We never tame technologies, not because we lack sufficiently powerful masters, not because technologies, once they have become ‘autonomous’, function according to their own impulse, not because, as Heidegger claims, they are the forgetting of Being in the form of mastery, but because they are a true form of mediation. Far from ignoring being-as-being in favour of pure domination, of pure hailing, the mediation of technology experiments with what must be called beingas-another (1, p. 250)

O uso de uma tecnologia desvia nossas intenções: ao mudar os meios, nós mudamos o fim.

If we fail to recognize how much the use of a technique, however simple, has displaced, translated, modified, or inflected the initial intention, it is simply because we have changed the end in changing the means, and because, through a slipping of the will, we have begun to wish something quite else from what we at first desired. If you want to keep your intentions straight, your plans inflexible, your programmes of action rigid, then do not pass through any form of technological life. The detour will translate, will betray, your most imperious desires. (1, p. 252)

Tecnologia é mais do que existencia material passiva, é mediação ativa.

Yet the existence of a multiplicity of modes of exploration of being does not justify turning technical enunciation into a simple material domain on the surface of which always float symbols, values, judgements and tastes, since that habit would cause all mediations to gradually disappear. (1, p. 253)

Tecnologia é uma complexidade de traduções e desvios, onde não faria sentido falar nem em função (de forma fixa), nem em neutralidade.
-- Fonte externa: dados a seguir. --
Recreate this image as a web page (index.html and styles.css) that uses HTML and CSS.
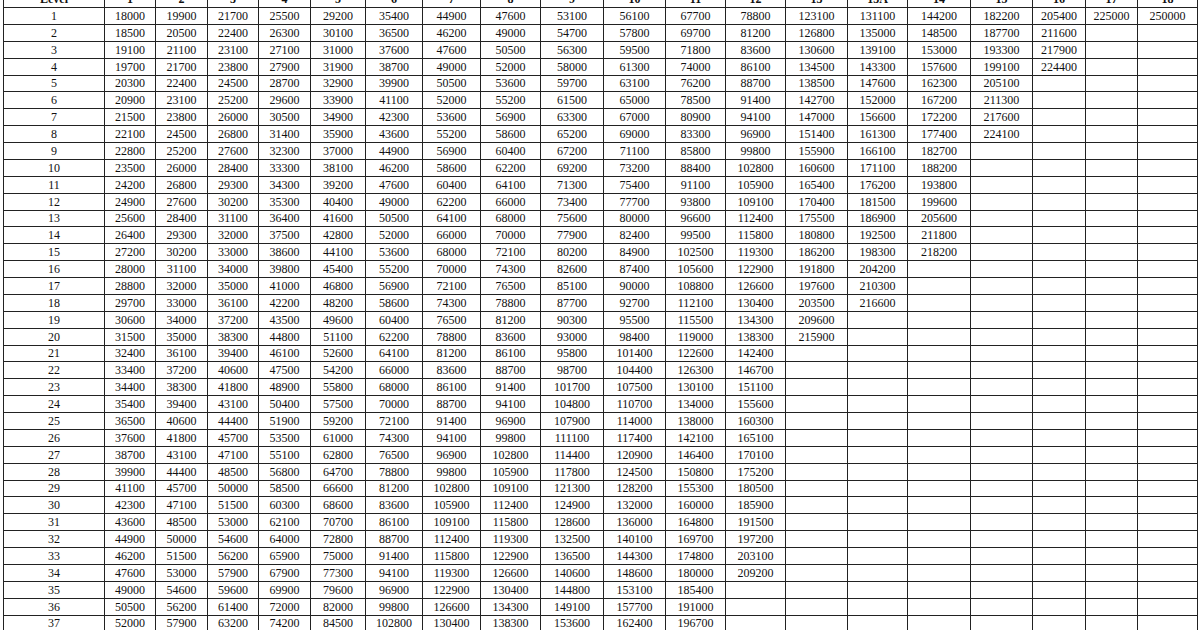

The paradox of technology is that it is always praised for its functional utility, or always held in contempt because of its irritating neutrality, although it has never ceased to introduce a history of enfoldings, detours, drifts, openings and translations that abolish the idea of function as much as that of neutrality (1, p. 255)

Moralidade está inscrita nas coisas, assim, antes de uma regra moral ser concretizada em leis e exigencias, ela já está presente nos objetos tecnológicos.

Morality comes to rework precisely the same materials as does technology, but by extracting from each of them another form of alterity because its primary concern is the impossibility of their fitting into the mould of intermediaries. Well before we are able to translate the moral exigencies of tradition into obligations, they already lie inside that massive objectivity of mediations that forbid them being taken for ends for whoever and whatever else. In this sense, morality is from the beginning inscribed in the things which, thanks to it, oblige us to oblige them (1, p. 257-258)

Each of these modes of existence upsets in its own distinctive way the relations between means and ends: technology by dislocating the relations between entities in such a way that they open towards a series of new linkages that force the constant displacement of goals and multiply intermediary agents whose collective sliding forbids any mastery; morality, by constantly interrogating aggregates to make them express their own aims and prevent a too hasty agreement about the definitive distribution of those that will serve as means and those that will serve as ends. If one adds morality to technology, one is bound to notice, to make a pun, the end of the means. This gathering, this progressive composition of a common world, obliges us to return to another form of enunciation, this time a political one, which similarly aspires to recover its ontological dignity in order to escape from the state of abasement in which it had been cast by a scorn that has lasted even longer than that which technology has had to endure for so long. (1, p. 258-259)



  1. LATOUR, Bruno; VENN, Couze. Morality and technology. Theory, culture & society, v. 19, n. 5-6, p. 247-260, 2002.